National Association of Attorneys General Urges Congress to Align Part 2 with HIPAA
The National Association of Attorneys General (NAAG) has written to Congress demanding changes be made to the “cumbersome & out-of-date” Confidentiality of Substance Use Disorder Patient Records regulations, commonly referred to as 42 CFR Part 2.
NAAG wants the restrictions on Part 2 uses and disclosures to be eased and brought inline with the HIPAA Privacy Rule. Currently, substance abuse treatment records can only be shared with other healthcare providers if consent is obtained from the patient.
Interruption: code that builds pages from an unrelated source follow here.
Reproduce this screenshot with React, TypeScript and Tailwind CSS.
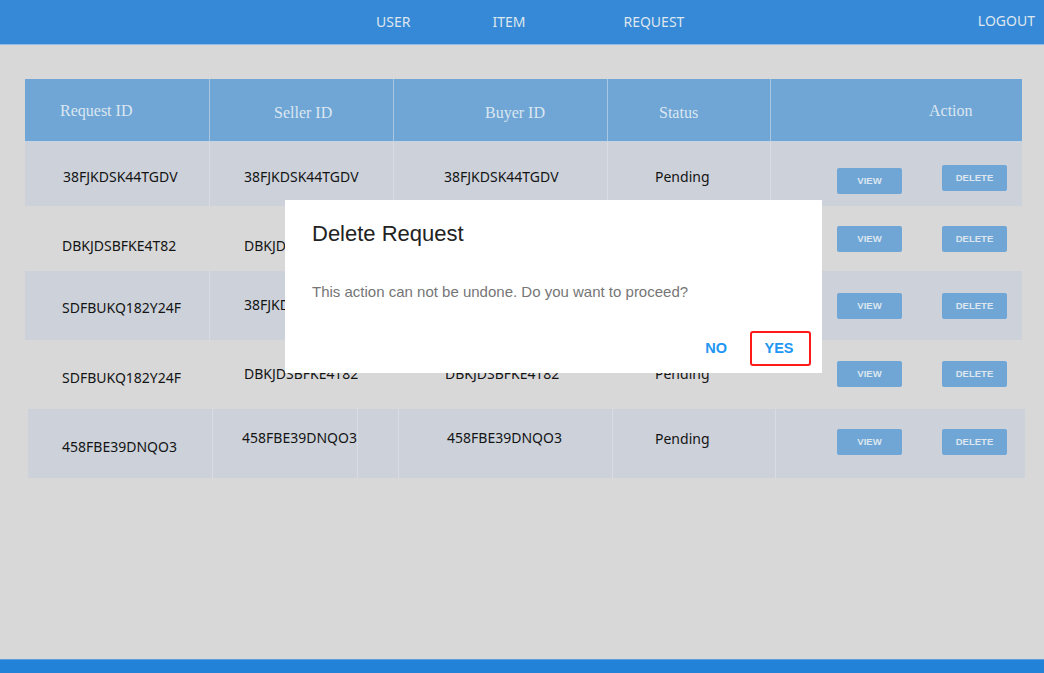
import { FC, ReactNode } from "react";

type Cell = { w: number; pl: number; pt: number; content: ReactNode; line?: boolean };

const body = { fontFamily: '"Noto Sans", "Open Sans", sans-serif' };
const serif = { fontFamily: '"Liberation Serif", "DejaVu Serif", serif' };
const arial = { fontFamily: '"Liberation Sans", Arial, sans-serif' };

const Btn: FC<{ label: string }> = ({ label }) => (
  <div
    style={arial}
    className="w-[65px] h-[26px] rounded-[2px] bg-[#6fa6d6] flex items-center justify-center text-[9.5px] font-bold text-[#dde6ef]"
  >
    {label}
  </div>
);

const Actions: FC<{ viewTop: number; delTop: number }> = ({ viewTop, delTop }) => (
  <div className="flex gap-[40px]">
    <div style={{ marginTop: viewTop }}>
      <Btn label="VIEW" />
    </div>
    <div style={{ marginTop: delTop }}>
      <Btn label="DELETE" />
    </div>
  </div>
);

const Row: FC<{ cells: Cell[]; h: number; shaded?: boolean; ml?: number }> = ({ cells, h, shaded, ml = 0 }) => (
  <div
    className={`flex w-fit ${shaded ? "bg-[#cdd2da]" : ""}`}
    style={{ height: h, marginLeft: ml }}
  >
    {cells.map((c, i) => (
      <div
        key={i}
        style={{ width: c.w, paddingLeft: c.pl, paddingTop: c.pt }}
        className={`shrink-0 h-full text-[14px] leading-[20px] text-[#141414] ${
          c.line ? "border-r border-[#d9dce1]" : ""
        }`}
      >
        {c.content}
      </div>
    ))}
  </div>
);

const Header = () => {
  const cols = [
    { w: 185, pl: 35, pt: 22, t: "Request ID" },
    { w: 184, pl: 64, pt: 24, t: "Seller ID" },
    { w: 214, pl: 91, pt: 24, t: "Buyer ID" },
    { w: 163, pl: 51, pt: 24, t: "Status" },
    { w: 251, pl: 158, pt: 22, t: "Action" },
  ];
  return (
    <div className="flex w-fit h-[63px] bg-[#6fa6d6] border-b border-[#c5d5e6]">
      {cols.map((c, i) => (
        <div
          key={c.t}
          style={{ ...serif, width: c.w, paddingLeft: c.pl, paddingTop: c.pt }}
          className={`shrink-0 text-[16px] leading-[20px] text-[#dce6f0] ${
            i < cols.length - 1 ? "border-r border-[#a9c7e3]" : ""
          }`}
        >
          {c.t}
        </div>
      ))}
    </div>
  );
};

const App = () => {
  return (
    <div style={body} className="relative min-h-[673px] bg-[#d8d8d8] flex flex-col">
      <header className="h-[45px] bg-[#3589d6] border-b border-[#8fbbe6] flex items-start text-[14px] text-[#dfe6ee]">
        <nav className="flex pl-[376px] pt-[11px]">
          <span>USER</span>
          <span className="ml-[82px]">ITEM</span>
          <span className="ml-[98px]">REQUEST</span>
        </nav>
        <span className="ml-auto mr-[9px] pt-[10px]">LOGOUT</span>
      </header>

      <main className="pt-[34px] pl-[25px]">
        <Header />
        <Row
          h={64}
          shaded
          cells={[
            { w: 185, pl: 38, pt: 25, content: "38FJKDSK44TGDV", line: true },
            { w: 184, pl: 34, pt: 25, content: "38FJKDSK44TGDV", line: true },
            { w: 214, pl: 50, pt: 25, content: "38FJKDSK44TGDV", line: true },
            { w: 163, pl: 47, pt: 25, content: "Pending", line: true },
            { w: 251, pl: 66, pt: 0, content: <Actions viewTop={26} delTop={23} /> },
          ]}
        />
        <Row
          h={65}
          cells={[
            { w: 185, pl: 37, pt: 30, content: "DBKJDSBFKE4T82" },
            { w: 184, pl: 34, pt: 30, content: "DBKJDSBFKE4T82" },
            { w: 214, pl: 51, pt: 30, content: "DBKJDSBFKE4T82" },
            { w: 163, pl: 47, pt: 30, content: "Pending" },
            { w: 251, pl: 66, pt: 0, content: <Actions viewTop={20} delTop={20} /> },
          ]}
        />
        <Row
          h={69}
          shaded
          cells={[
            { w: 185, pl: 37, pt: 27, content: "SDFBUKQ182Y24F", line: true },
            { w: 184, pl: 34, pt: 24, content: "38FJKDSK44TGDV", line: true },
            { w: 214, pl: 51, pt: 24, content: "38FJKDSK44TGDV", line: true },
            { w: 163, pl: 47, pt: 24, content: "Pending", line: true },
            { w: 251, pl: 66, pt: 0, content: <Actions viewTop={22} delTop={22} /> },
          ]}
        />
        <Row
          h={69}
          cells={[
            { w: 185, pl: 37, pt: 28, content: "SDFBUKQ182Y24F" },
            { w: 184, pl: 34, pt: 24, content: "DBKJDSBFKE4T82" },
            { w: 214, pl: 51, pt: 24, content: "DBKJDSBFKE4T82" },
            { w: 163, pl: 47, pt: 24, content: "Pending" },
            { w: 251, pl: 66, pt: 0, content: <Actions viewTop={21} delTop={21} /> },
          ]}
        />
        <Row
          h={69}
          shaded
          ml={3}
          cells={[
            { w: 185, pl: 34, pt: 28, content: "458FBE39DNQO3", line: true },
            { w: 145, pl: 29, pt: 19, content: "458FBE39DNQO3", line: true },
            { w: 41, pl: 0, pt: 0, content: null, line: true },
            { w: 214, pl: 48, pt: 19, content: "458FBE39DNQO3", line: true },
            { w: 163, pl: 42, pt: 20, content: "Pending", line: true },
            { w: 249, pl: 61, pt: 0, content: <Actions viewTop={20} delTop={20} /> },
          ]}
        />
      </main>

      <footer className="mt-auto h-[14px] bg-[#2282d8] border-t border-[#5a9fdc]" />

      {/* confirm dialog */}
      <div
        style={arial}
        className="absolute left-[285px] top-[200px] w-[537px] h-[173px] bg-white flex flex-col"
      >
        <h2 className="pl-[27px] pt-[21px] text-[22px] leading-[26px] font-normal text-[#222]">Delete Request</h2>
        <p className="pl-[27px] mt-[35px] text-[15px] leading-[20px] text-[#767676]">
          This action can not be undone. Do you want to proceed?
        </p>
        <div className="flex justify-end items-center pr-[11px] mt-[29px] text-[14.5px] font-bold text-[#2196f3]">
          <span className="mr-[23px]">NO</span>
          <span className="w-[61px] h-[35px] border-2 border-[#ff1a1a] rounded-[3px] flex items-center justify-center pr-[3px]">
            YES
          </span>
        </div>
      </div>
    </div>
  );
};

export default App;
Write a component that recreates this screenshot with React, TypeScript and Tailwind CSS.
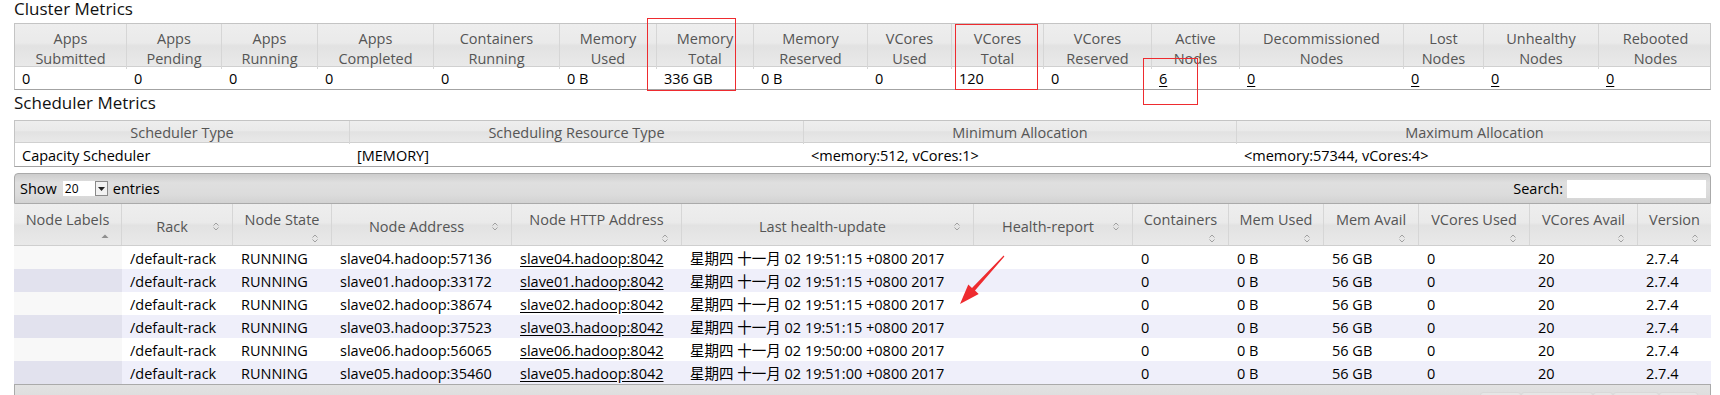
import React from "react";

const clusterCols = [
  ["Apps", "Submitted", "0"],
  ["Apps", "Pending", "0"],
  ["Apps", "Running", "0"],
  ["Apps", "Completed", "0"],
  ["Containers", "Running", "0"],
  ["Memory", "Used", "0 B"],
  ["Memory", "Total", "336 GB"],
  ["Memory", "Reserved", "0 B"],
  ["VCores", "Used", "0"],
  ["VCores", "Total", "120"],
  ["VCores", "Reserved", "0"],
  ["Active", "Nodes", "6"],
  ["Decommissioned", "Nodes", "0"],
  ["Lost", "Nodes", "0"],
  ["Unhealthy", "Nodes", "0"],
  ["Rebooted", "Nodes", "0"],
];

const nodeHeaders: { label: string; twoLine: boolean; sorted?: boolean }[] = [
  { label: "Node Labels", twoLine: true, sorted: true },
  { label: "Rack", twoLine: false },
  { label: "Node State", twoLine: true },
  { label: "Node Address", twoLine: false },
  { label: "Node HTTP Address", twoLine: true },
  { label: "Last health-update", twoLine: false },
  { label: "Health-report", twoLine: false },
  { label: "Containers", twoLine: true },
  { label: "Mem Used", twoLine: true },
  { label: "Mem Avail", twoLine: true },
  { label: "VCores Used", twoLine: true },
  { label: "VCores Avail", twoLine: true },
  { label: "Version", twoLine: true },
];

const nodes = [
  ["slave04", "57136", "19:51:15"],
  ["slave01", "33172", "19:51:15"],
  ["slave02", "38674", "19:51:15"],
  ["slave03", "37523", "19:51:15"],
  ["slave06", "56065", "19:50:00"],
  ["slave05", "35460", "19:51:00"],
];

const headerBg =
  "bg-[linear-gradient(to_bottom,#eeeeee_0%,#eaeaea_45%,#e2e2e2_52%,#e9e9e9_100%)]";

function SortIcon() {
  return (
    <svg width="8" height="11" viewBox="0 0 8 11" className="shrink-0">
      <path d="M1.5 4.5 L4 2 L6.5 4.5" fill="none" stroke="#a0a0a0" strokeWidth="1" />
      <path d="M1.5 6.5 L4 9 L6.5 6.5" fill="none" stroke="#a0a0a0" strokeWidth="1" />
    </svg>
  );
}

function SortedIcon() {
  return (
    <svg width="8" height="6" viewBox="0 0 8 6" className="shrink-0">
      <path d="M0.5 5 L4 1.5 L7.5 5 Z" fill="#8f8f8f" />
    </svg>
  );
}

export default function App() {
  return (
    <div className="relative h-[395px] w-[1720px] overflow-hidden bg-white pl-[14px] font-['Open_Sans','Noto_Sans_CJK_SC',sans-serif] text-[14.5px] text-black">
      {/* Cluster Metrics */}
      <div className="h-[23px] text-[17px] leading-[18px] text-[#111]">Cluster Metrics</div>
      <div className="w-[1697px] border border-[#c4c4c4] border-b-[#a3a3a3]">
        <div className={`grid h-[43px] grid-cols-[112px_95px_96px_116px_126px_97px_97px_114px_84px_92px_108px_88px_164px_80px_115px_113px] border-b border-[#d0d0d0] ${headerBg}`}>
          {clusterCols.map((c, i) => (
            <div
              key={i}
              className="flex flex-col items-center justify-center border-r border-[#d6d6d6] pt-[5px] text-center leading-[20px] text-[#555] last:border-r-0"
            >
              <span>{c[0]}</span>
              <span>{c[1]}</span>
            </div>
          ))}
        </div>
        <div className="grid h-[22px] grid-cols-[112px_95px_96px_116px_126px_97px_97px_114px_84px_92px_108px_88px_164px_80px_115px_113px]">
          {clusterCols.map((c, i) => (
            <div key={i} className="pl-[7px] pt-[2px] leading-[20px]">
              {i >= 11 ? <span className="underline underline-offset-2">{c[2]}</span> : c[2]}
            </div>
          ))}
        </div>
      </div>

      {/* Scheduler Metrics */}
      <div className="h-[30px] text-[17px] leading-[26px] text-[#111]">Scheduler Metrics</div>
      <div className="w-[1697px] border border-[#c4c4c4] border-b-[#a3a3a3]">
        <div className={`grid h-[22px] grid-cols-[335px_454px_433px_475px] border-b border-[#d0d0d0] ${headerBg}`}>
          {["Scheduler Type", "Scheduling Resource Type", "Minimum Allocation", "Maximum Allocation"].map((h) => (
            <div key={h} className="border-r border-[#d6d6d6] pt-[1px] text-center leading-[22px] text-[#555] last:border-r-0">
              {h}
            </div>
          ))}
        </div>
        <div className="grid h-[23px] grid-cols-[335px_454px_433px_475px]">
          {["Capacity Scheduler", "[MEMORY]", "<memory:512, vCores:1>", "<memory:57344, vCores:4>"].map((v) => (
            <div key={v} className="pl-[7px] pt-[2px] leading-[21px]">
              {v}
            </div>
          ))}
        </div>
      </div>

      {/* Nodes table */}
      <div className="mt-[6px] w-[1697px]">
        <div className="flex h-[31px] items-center justify-between rounded-t-[4px] border border-[#aaaaaa] bg-[linear-gradient(to_bottom,#cdcdcd_0%,#dfdfdf_30%,#dcdcdc_70%,#d2d2d2_100%)] pl-[5px] pr-[4px]">
          <div className="flex items-center">
            <span>Show</span>
            <div className="ml-[6px] flex h-[15px] items-center bg-white">
              <span className="w-[32px] pl-[2px] text-[12px] leading-[15px]">20</span>
              <span className="flex h-[15px] w-[13px] items-center justify-center border border-[#8a8a8a] bg-[#f2f2f2]">
                <svg width="7" height="4" viewBox="0 0 7 4">
                  <path d="M0 0 L7 0 L3.5 4 Z" fill="#222" />
                </svg>
              </span>
            </div>
            <span className="ml-[5px]">entries</span>
          </div>
          <div className="flex items-center">
            <span>Search:</span>
            <div className="ml-[4px] h-[18px] w-[139px] bg-white" />
          </div>
        </div>
        <div className={`grid h-[42px] grid-cols-[108px_111px_99px_180px_170px_292px_159px_96px_95px_95px_111px_108px_73px] border-b border-[#cfcfcf] ${headerBg}`}>
          {nodeHeaders.map((h) =>
            h.twoLine ? (
              <div key={h.label} className="flex flex-col border-r border-[#d6d6d6] px-[8px] pt-[6px] text-[#555] last:border-r-0">
                <span className="text-center leading-[20px] whitespace-nowrap">{h.label}</span>
                <span className="mt-[3px] flex justify-end pr-[4px]">{h.sorted ? <SortedIcon /> : <SortIcon />}</span>
              </div>
            ) : (
              <div key={h.label} className="flex items-center border-r border-[#d6d6d6] pl-[10px] pr-[12px] pt-[4px] text-[#555] last:border-r-0">
                <span className="flex-1 text-center leading-[20px] whitespace-nowrap">{h.label}</span>
                <SortIcon />
              </div>
            )
          )}
        </div>
        {nodes.map((n, i) => {
          const even = i % 2 === 1;
          const cells = [
            "",
            "/default-rack",
            "RUNNING",
            `${n[0]}.hadoop:${n[1]}`,
            `${n[0]}.hadoop:8042`,
            `星期四 十一月 02 ${n[2]} +0800 2017`,
            "",
            "0",
            "0 B",
            "56 GB",
            "0",
            "20",
            "2.7.4",
          ];
          return (
            <div
              key={n[0]}
              className={`grid h-[23px] grid-cols-[108px_111px_99px_180px_170px_292px_159px_96px_95px_95px_111px_108px_73px] ${even ? "bg-[#efeffa]" : "bg-white"}`}
            >
              {cells.map((c, j) => (
                <div
                  key={j}
                  className={`whitespace-nowrap pl-[8px] pt-[2px] leading-[21px] ${j === 0 ? (even ? "bg-[#e2e2ee]" : "bg-[#f8f8f8]") : ""}`}
                >
                  {j === 4 ? <span className="underline underline-offset-2">{c}</span> : c}
                </div>
              ))}
            </div>
          );
        })}
        <div className="flex h-[30px] justify-end border border-[#aaaaaa] bg-[linear-gradient(to_bottom,#e2e2e2,#d8d8d8)] pr-[12px] pt-[7px]">
          {[41, 72, 20, 46, 39].map((w, k) => (
            <div key={k} style={{ width: w }} className="h-[20px] rounded-[3px] border border-[#d9d9d9] bg-[#e6e6e6]" />
          ))}
        </div>
      </div>

      {/* Annotations */}
      <div className="pointer-events-none absolute left-[647px] top-[18px] h-[73px] w-[89px] border-[1.5px] border-[#ee2b2f]" />
      <div className="pointer-events-none absolute left-[955px] top-[24px] h-[66px] w-[83px] border-[1.5px] border-[#ee2b2f]" />
      <div className="pointer-events-none absolute left-[1143px] top-[58px] h-[47px] w-[55px] border-[1.5px] border-[#ee2b2f]" />
      <svg className="pointer-events-none absolute left-0 top-0" width="1720" height="395" viewBox="0 0 1720 395">
        <polygon
          points="960,304 968.3,284.5 972,287.9 1003.6,255.6 1004.4,256.4 975,290.6 978.7,293.9"
          fill="#ee2b2f"
        />
      </svg>
    </div>
  );
}
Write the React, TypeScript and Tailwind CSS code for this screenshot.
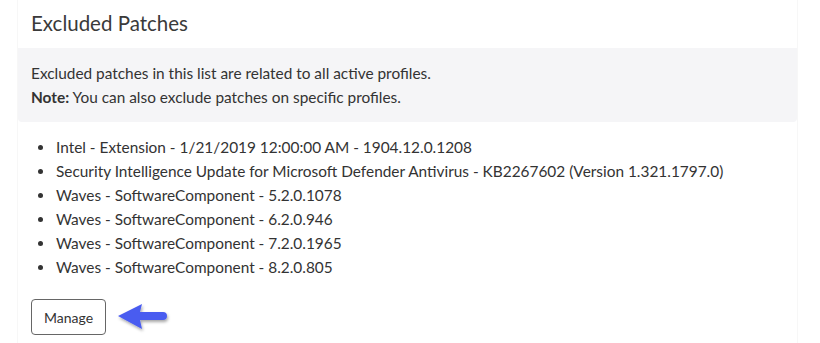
const patches = [
  "Intel - Extension - 1/21/2019 12:00:00 AM - 1904.12.0.1208",
  "Security Intelligence Update for Microsoft Defender Antivirus - KB2267602 (Version 1.321.1797.0)",
  "Waves - SoftwareComponent - 5.2.0.1078",
  "Waves - SoftwareComponent - 6.2.0.946",
  "Waves - SoftwareComponent - 7.2.0.1965",
  "Waves - SoftwareComponent - 8.2.0.805",
]

function PointerArrow() {
  return (
    <svg width="56" height="34" viewBox="0 0 56 34" aria-hidden="true">
      <defs>
        <filter id="arrow-shadow" x="-20%" y="-30%" width="140%" height="160%">
          <feDropShadow dx="1" dy="2" stdDeviation="1.5" floodColor="#000" floodOpacity="0.35" />
        </filter>
      </defs>
      <g filter="url(#arrow-shadow)">
        <path d="M2 16 L26 4 L24 12 L47 12 Q51 12 51 16 Q51 20 47 20 L24 20 L26 29 Z" fill="#4a5cf0" />
      </g>
    </svg>
  )
}

export default function App() {
  return (
    <div className="h-[343px] w-[820px] bg-white font-['Lato',sans-serif] text-[#333]">
      <section className="ml-[17px] flex h-full w-[781px] flex-col border-x border-[#f7f7f7] bg-white">
        <h2 className="px-[13px] pt-[9px] pb-[11px] text-[20.5px] leading-[28px] text-[#3a3a3a]">Excluded Patches</h2>

        <div className="rounded-b-[4px] bg-[#f5f5f7] px-[13px] py-[13px] text-[15.4px] leading-[24px]">
          <p>Excluded patches in this list are related to all active profiles.</p>
          <p>
            <strong className="font-bold">Note:</strong> You can also exclude patches on specific profiles.
          </p>
        </div>

        <ul className="mt-[13px] list-disc pl-[37px] text-[15.4px] leading-[24px] marker:text-[#333]">
          {patches.map((patch) => (
            <li key={patch} className="pl-[1px]">
              {patch}
            </li>
          ))}
        </ul>

        <div className="mt-[20px] flex items-center gap-[10px] pl-[13px]">
          <button
            type="button"
            className="h-[36px] rounded-[4px] border border-[#666] bg-white px-[12px] text-[14px] text-[#333]"
          >
            Manage
          </button>
          <PointerArrow />
        </div>
      </section>
    </div>
  )
}
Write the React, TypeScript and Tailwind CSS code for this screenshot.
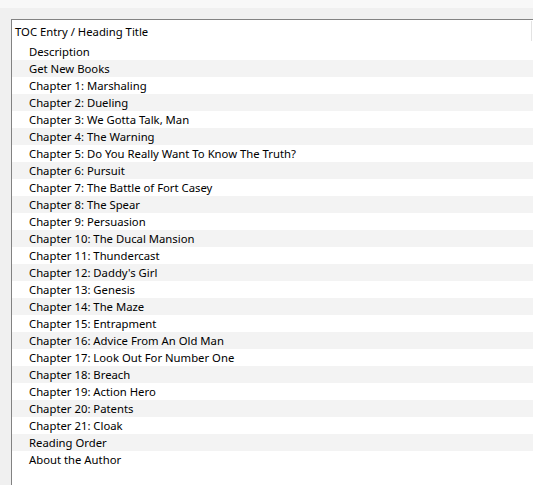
import React from "react";

const items = [
  "Description",
  "Get New Books",
  "Chapter 1: Marshaling",
  "Chapter 2: Dueling",
  "Chapter 3: We Gotta Talk, Man",
  "Chapter 4: The Warning",
  "Chapter 5: Do You Really Want To Know The Truth?",
  "Chapter 6: Pursuit",
  "Chapter 7: The Battle of Fort Casey",
  "Chapter 8: The Spear",
  "Chapter 9: Persuasion",
  "Chapter 10: The Ducal Mansion",
  "Chapter 11: Thundercast",
  "Chapter 12: Daddy's Girl",
  "Chapter 13: Genesis",
  "Chapter 14: The Maze",
  "Chapter 15: Entrapment",
  "Chapter 16: Advice From An Old Man",
  "Chapter 17: Look Out For Number One",
  "Chapter 18: Breach",
  "Chapter 19: Action Hero",
  "Chapter 20: Patents",
  "Chapter 21: Cloak",
  "Reading Order",
  "About the Author",
];

export default function App() {
  return (
    <div
      className="w-[533px] h-[485px] overflow-hidden bg-[#f0f0f0] flex flex-col text-black text-[11.3px]"
      style={{ fontFamily: '"Noto Sans", "Open Sans", sans-serif' }}
    >
      <div className="h-[8px] bg-[#f8f8f8] shrink-0" />
      <div className="h-[11px] shrink-0" />
      <div className="flex-1 ml-[11px] bg-white border-l border-t border-[#828282] flex flex-col">
        <div className="h-[23px] flex items-center pl-[3px] pr-0 relative">
          <span className="leading-none">TOC Entry / Heading Title</span>
          <div className="absolute right-[1px] top-[1px] h-[20px] w-px bg-[#e3e3e3]" />
        </div>
        {items.map((t, i) => (
          <div
            key={t}
            className={`h-[17px] flex items-center pl-[17px] ${i % 2 === 1 ? "bg-[#f3f3f3]" : "bg-white"}`}
          >
            <span className="leading-none">{t}</span>
          </div>
        ))}
      </div>
    </div>
  );
}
If that restriction is removed, those treatment records can be shared with other authorized individuals for purposes related to treatment, payment, or healthcare operations, as is the case with other forms of PHI.
In the letter to both the House and Senate, NAAG explained that the Part 2 regulations were created more than 40 years ago at a time when there was an ‘intense stigma’ surrounding substance abuse disorder. It was essential at that time to make sure that individuals suffering from the condition could seek and receive treatment without fear of civil or legal repercussions.
It is still important to protect the privacy of patients by ensuring all of their health information remains private and confidential, but it is also important to make substance abuse records more widely accessible, argues NAAG, as part of efforts to tackle the opioid crisis in the United States.
Treatment disorder information can inform treatment decisions and by making the sharing of that information easier, it will be easier to ensure that patients receive the medical care they need.
NAAG explains in the letter that Part 2 is a barrier to patient care and is hampering efforts to tackle the opioid epidemic. For many providers, complying with HIPAA is complicated enough. Having to also comply with Part 2 regulations puts many providers off offering medicated-assisted treatment (MAT) programs for substance abuse disorder. When MAT services are offered, providers can get around compliance with Part 2 requirements by not advertising those programs. To help tackle the opioid epidemic, access to MAT programs should be improved and those programs should be promoted. Aligning Part 2 with HIPAA will solve the problem.
29 State Attorneys General signed the letter calling for closer alignment between Part 2 and HIPAA. Several industry associations have also called for changes to Part 2 to bring it in line with HIPAA. While support is growing, it remains to be seen whether sufficient votes can be found in the House and Senate supporting the Part 2 changes.
A significant number of Reps. and Sens. oppose the proposed changes and believe they could result in a reduction in privacy protections and could discourage individuals with substance abuse disorder from seeking treatment.